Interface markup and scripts
* * *
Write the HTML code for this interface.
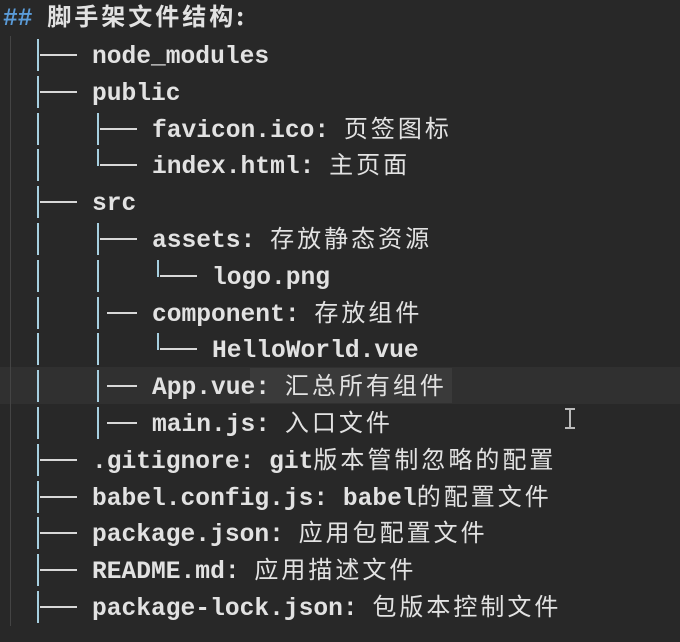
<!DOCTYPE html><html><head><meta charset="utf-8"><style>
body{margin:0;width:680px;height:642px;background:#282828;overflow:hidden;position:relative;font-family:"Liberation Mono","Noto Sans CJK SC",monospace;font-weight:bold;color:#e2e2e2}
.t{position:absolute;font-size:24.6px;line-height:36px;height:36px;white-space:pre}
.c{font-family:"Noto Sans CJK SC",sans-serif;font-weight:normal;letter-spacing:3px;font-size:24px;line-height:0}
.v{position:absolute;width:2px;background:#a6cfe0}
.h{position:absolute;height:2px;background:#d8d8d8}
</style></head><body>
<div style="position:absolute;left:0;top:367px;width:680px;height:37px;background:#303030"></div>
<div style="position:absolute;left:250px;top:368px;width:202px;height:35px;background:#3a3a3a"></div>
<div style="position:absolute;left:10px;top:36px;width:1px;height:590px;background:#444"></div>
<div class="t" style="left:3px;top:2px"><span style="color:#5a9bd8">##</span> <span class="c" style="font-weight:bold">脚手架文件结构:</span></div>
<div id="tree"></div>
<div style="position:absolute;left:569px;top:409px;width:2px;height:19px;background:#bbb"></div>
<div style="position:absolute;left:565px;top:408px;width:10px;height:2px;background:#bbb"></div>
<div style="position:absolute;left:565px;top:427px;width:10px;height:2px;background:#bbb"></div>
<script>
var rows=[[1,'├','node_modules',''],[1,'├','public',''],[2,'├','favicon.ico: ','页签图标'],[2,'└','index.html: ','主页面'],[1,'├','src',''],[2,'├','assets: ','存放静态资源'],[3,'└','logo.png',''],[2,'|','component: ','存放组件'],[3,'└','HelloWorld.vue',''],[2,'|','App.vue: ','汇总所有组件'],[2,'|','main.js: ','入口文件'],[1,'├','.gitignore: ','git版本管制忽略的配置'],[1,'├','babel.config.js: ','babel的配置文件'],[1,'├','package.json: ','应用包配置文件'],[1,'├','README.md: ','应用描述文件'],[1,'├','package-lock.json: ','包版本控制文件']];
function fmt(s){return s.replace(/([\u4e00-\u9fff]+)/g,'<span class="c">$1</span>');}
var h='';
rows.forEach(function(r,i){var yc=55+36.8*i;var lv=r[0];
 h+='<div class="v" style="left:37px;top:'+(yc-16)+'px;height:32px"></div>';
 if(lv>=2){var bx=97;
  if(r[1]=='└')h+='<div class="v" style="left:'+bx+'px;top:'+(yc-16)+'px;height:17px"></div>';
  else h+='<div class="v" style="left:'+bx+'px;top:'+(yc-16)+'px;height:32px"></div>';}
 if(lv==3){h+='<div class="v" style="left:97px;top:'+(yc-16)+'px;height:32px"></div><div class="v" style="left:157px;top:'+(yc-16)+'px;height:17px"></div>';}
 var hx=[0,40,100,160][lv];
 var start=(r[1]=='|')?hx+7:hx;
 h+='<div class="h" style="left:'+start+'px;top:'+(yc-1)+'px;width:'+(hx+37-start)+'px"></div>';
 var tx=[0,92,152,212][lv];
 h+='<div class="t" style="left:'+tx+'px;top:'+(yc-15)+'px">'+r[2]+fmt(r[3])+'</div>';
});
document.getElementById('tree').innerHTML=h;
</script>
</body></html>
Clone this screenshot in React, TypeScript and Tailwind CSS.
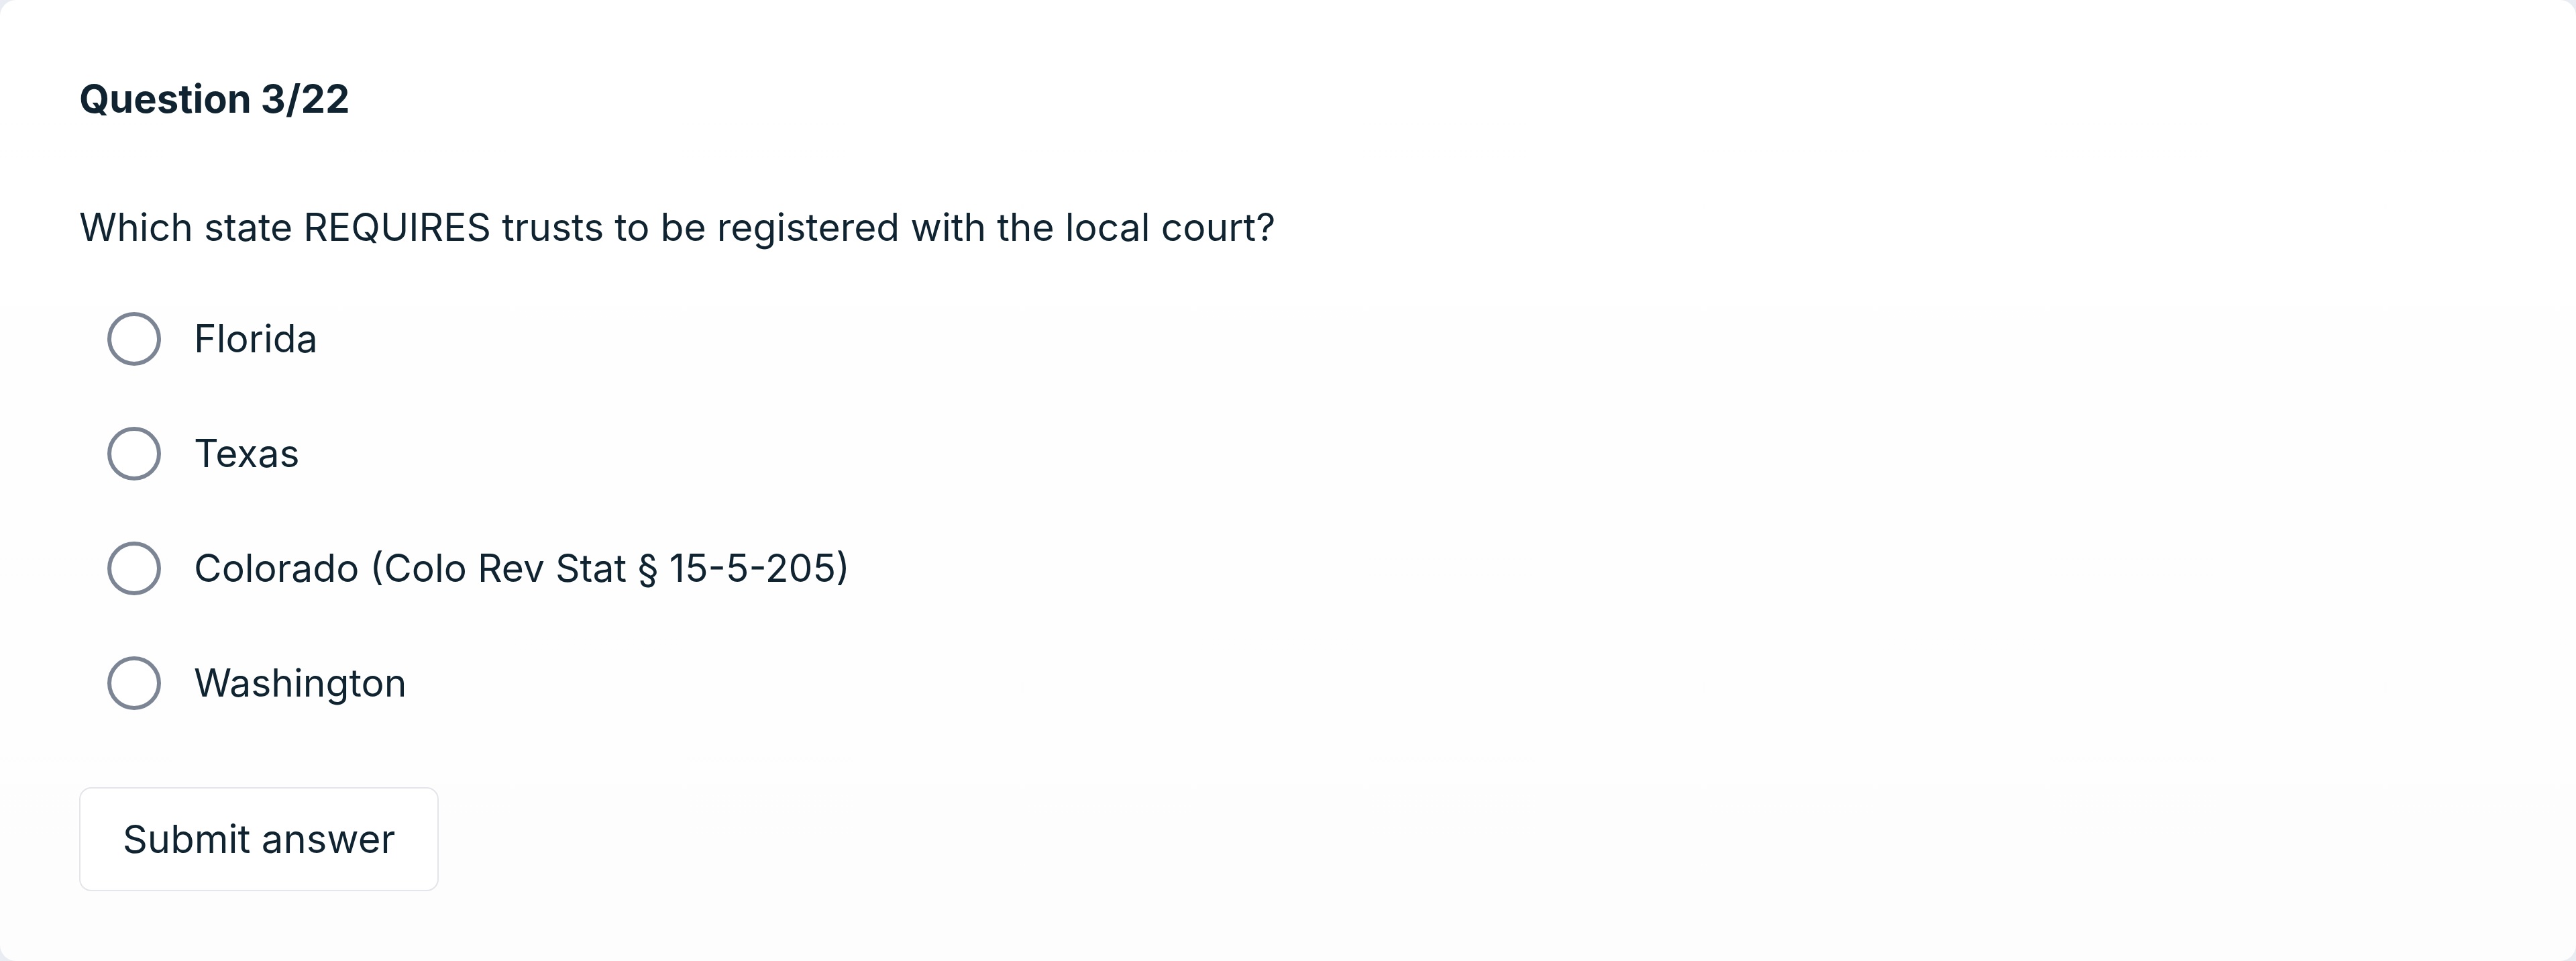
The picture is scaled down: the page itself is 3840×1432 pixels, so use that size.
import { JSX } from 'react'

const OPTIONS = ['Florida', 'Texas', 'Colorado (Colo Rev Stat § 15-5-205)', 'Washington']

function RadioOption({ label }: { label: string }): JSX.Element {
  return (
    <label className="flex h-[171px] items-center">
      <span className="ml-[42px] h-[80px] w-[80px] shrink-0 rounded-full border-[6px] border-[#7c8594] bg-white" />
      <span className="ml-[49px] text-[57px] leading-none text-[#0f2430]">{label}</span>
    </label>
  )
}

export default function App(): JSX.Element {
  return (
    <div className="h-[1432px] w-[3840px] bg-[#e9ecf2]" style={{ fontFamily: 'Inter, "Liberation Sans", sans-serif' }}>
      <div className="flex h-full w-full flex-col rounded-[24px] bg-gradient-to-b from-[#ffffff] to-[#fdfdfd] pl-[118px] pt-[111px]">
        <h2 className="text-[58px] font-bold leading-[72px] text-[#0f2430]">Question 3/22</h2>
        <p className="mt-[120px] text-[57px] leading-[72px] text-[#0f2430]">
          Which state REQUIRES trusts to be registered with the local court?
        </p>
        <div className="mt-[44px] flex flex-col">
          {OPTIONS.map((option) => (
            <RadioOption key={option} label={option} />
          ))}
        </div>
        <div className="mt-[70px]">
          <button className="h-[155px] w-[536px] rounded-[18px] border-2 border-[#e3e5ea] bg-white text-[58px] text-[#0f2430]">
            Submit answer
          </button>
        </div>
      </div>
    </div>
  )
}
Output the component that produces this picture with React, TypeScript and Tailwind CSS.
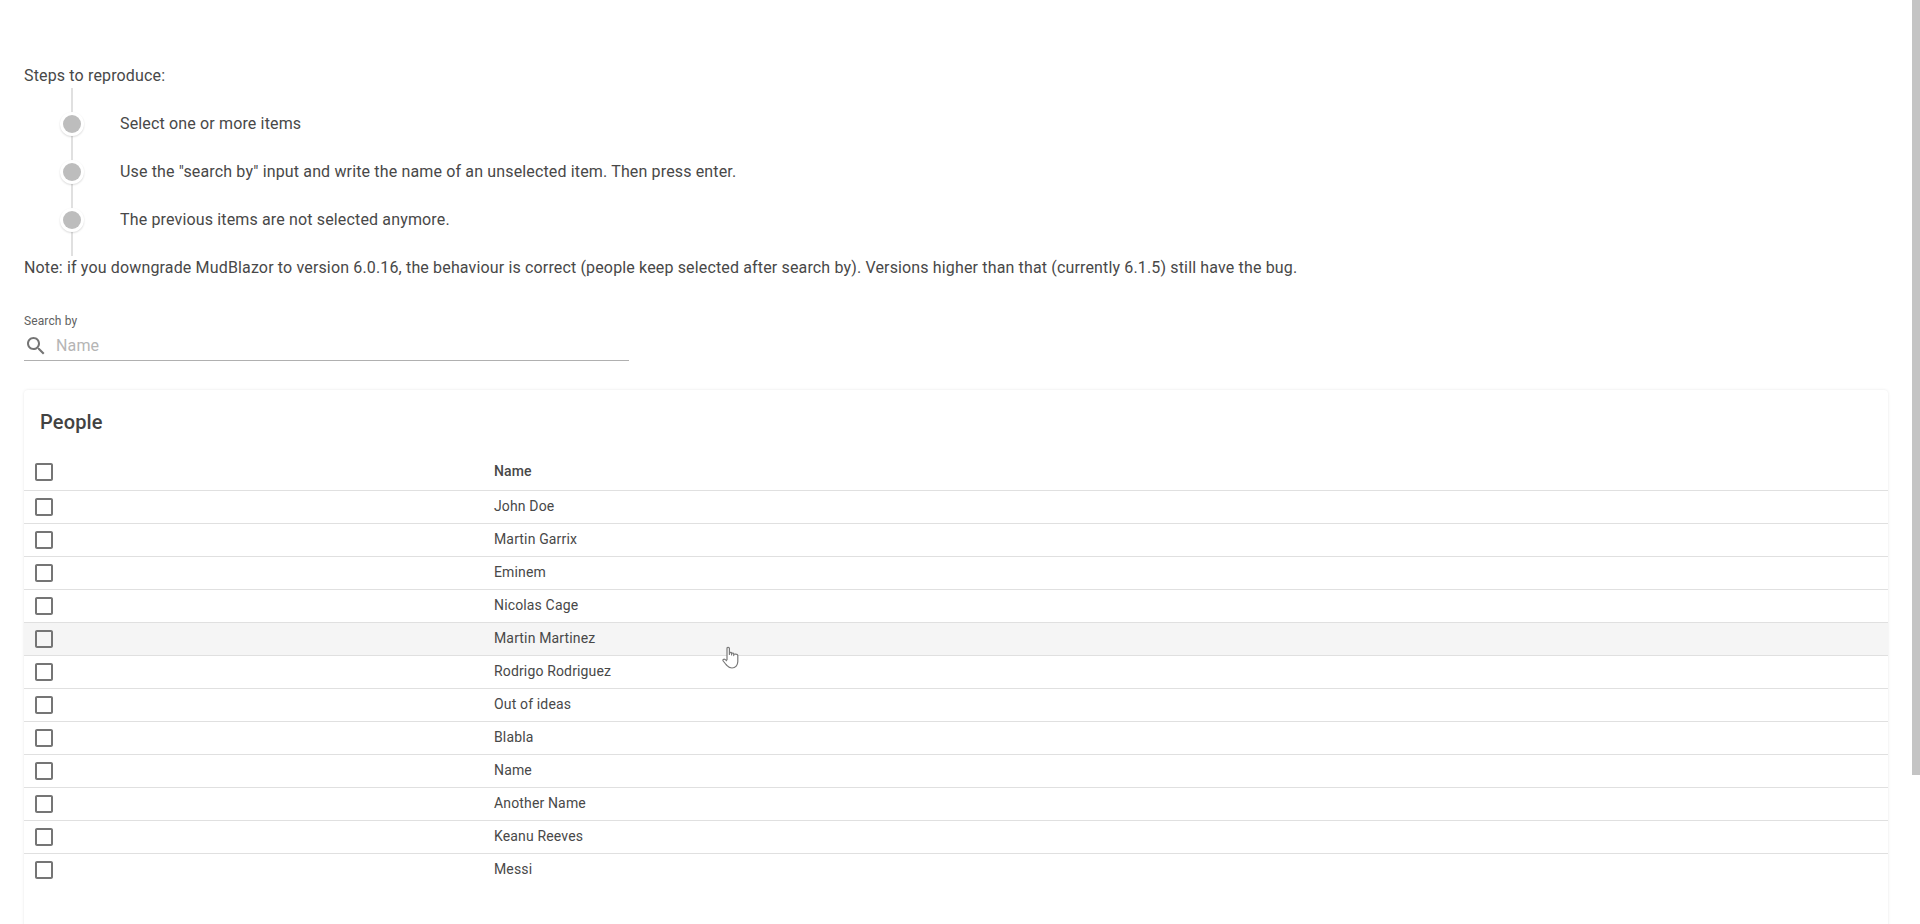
* * *
Give an exact reproduction of every line, leaving out any picture.

# WRITTEN REPLY:
Write the HTML code for this interface.
<!DOCTYPE html><html><head><meta charset="utf-8"><style>
body{margin:0;width:680px;height:642px;background:#282828;overflow:hidden;position:relative;font-family:"Liberation Mono","Noto Sans CJK SC",monospace;font-weight:bold;color:#e2e2e2}
.t{position:absolute;font-size:24.6px;line-height:36px;height:36px;white-space:pre}
.c{font-family:"Noto Sans CJK SC",sans-serif;font-weight:normal;letter-spacing:3px;font-size:24px;line-height:0}
.v{position:absolute;width:2px;background:#a6cfe0}
.h{position:absolute;height:2px;background:#d8d8d8}
</style></head><body>
<div style="position:absolute;left:0;top:367px;width:680px;height:37px;background:#303030"></div>
<div style="position:absolute;left:250px;top:368px;width:202px;height:35px;background:#3a3a3a"></div>
<div style="position:absolute;left:10px;top:36px;width:1px;height:590px;background:#444"></div>
<div class="t" style="left:3px;top:2px"><span style="color:#5a9bd8">##</span> <span class="c" style="font-weight:bold">脚手架文件结构:</span></div>
<div id="tree"></div>
<div style="position:absolute;left:569px;top:409px;width:2px;height:19px;background:#bbb"></div>
<div style="position:absolute;left:565px;top:408px;width:10px;height:2px;background:#bbb"></div>
<div style="position:absolute;left:565px;top:427px;width:10px;height:2px;background:#bbb"></div>
<script>
var rows=[[1,'├','node_modules',''],[1,'├','public',''],[2,'├','favicon.ico: ','页签图标'],[2,'└','index.html: ','主页面'],[1,'├','src',''],[2,'├','assets: ','存放静态资源'],[3,'└','logo.png',''],[2,'|','component: ','存放组件'],[3,'└','HelloWorld.vue',''],[2,'|','App.vue: ','汇总所有组件'],[2,'|','main.js: ','入口文件'],[1,'├','.gitignore: ','git版本管制忽略的配置'],[1,'├','babel.config.js: ','babel的配置文件'],[1,'├','package.json: ','应用包配置文件'],[1,'├','README.md: ','应用描述文件'],[1,'├','package-lock.json: ','包版本控制文件']];
function fmt(s){return s.replace(/([\u4e00-\u9fff]+)/g,'<span class="c">$1</span>');}
var h='';
rows.forEach(function(r,i){var yc=55+36.8*i;var lv=r[0];
 h+='<div class="v" style="left:37px;top:'+(yc-16)+'px;height:32px"></div>';
 if(lv>=2){var bx=97;
  if(r[1]=='└')h+='<div class="v" style="left:'+bx+'px;top:'+(yc-16)+'px;height:17px"></div>';
  else h+='<div class="v" style="left:'+bx+'px;top:'+(yc-16)+'px;height:32px"></div>';}
 if(lv==3){h+='<div class="v" style="left:97px;top:'+(yc-16)+'px;height:32px"></div><div class="v" style="left:157px;top:'+(yc-16)+'px;height:17px"></div>';}
 var hx=[0,40,100,160][lv];
 var start=(r[1]=='|')?hx+7:hx;
 h+='<div class="h" style="left:'+start+'px;top:'+(yc-1)+'px;width:'+(hx+37-start)+'px"></div>';
 var tx=[0,92,152,212][lv];
 h+='<div class="t" style="left:'+tx+'px;top:'+(yc-15)+'px">'+r[2]+fmt(r[3])+'</div>';
});
document.getElementById('tree').innerHTML=h;
</script>
</body></html>
Clone this screenshot in React, TypeScript and Tailwind CSS.
The picture is scaled down: the page itself is 3840×1432 pixels, so use that size.
import { JSX } from 'react'

const OPTIONS = ['Florida', 'Texas', 'Colorado (Colo Rev Stat § 15-5-205)', 'Washington']

function RadioOption({ label }: { label: string }): JSX.Element {
  return (
    <label className="flex h-[171px] items-center">
      <span className="ml-[42px] h-[80px] w-[80px] shrink-0 rounded-full border-[6px] border-[#7c8594] bg-white" />
      <span className="ml-[49px] text-[57px] leading-none text-[#0f2430]">{label}</span>
    </label>
  )
}

export default function App(): JSX.Element {
  return (
    <div className="h-[1432px] w-[3840px] bg-[#e9ecf2]" style={{ fontFamily: 'Inter, "Liberation Sans", sans-serif' }}>
      <div className="flex h-full w-full flex-col rounded-[24px] bg-gradient-to-b from-[#ffffff] to-[#fdfdfd] pl-[118px] pt-[111px]">
        <h2 className="text-[58px] font-bold leading-[72px] text-[#0f2430]">Question 3/22</h2>
        <p className="mt-[120px] text-[57px] leading-[72px] text-[#0f2430]">
          Which state REQUIRES trusts to be registered with the local court?
        </p>
        <div className="mt-[44px] flex flex-col">
          {OPTIONS.map((option) => (
            <RadioOption key={option} label={option} />
          ))}
        </div>
        <div className="mt-[70px]">
          <button className="h-[155px] w-[536px] rounded-[18px] border-2 border-[#e3e5ea] bg-white text-[58px] text-[#0f2430]">
            Submit answer
          </button>
        </div>
      </div>
    </div>
  )
}
Output the component that produces this picture with React, TypeScript and Tailwind CSS.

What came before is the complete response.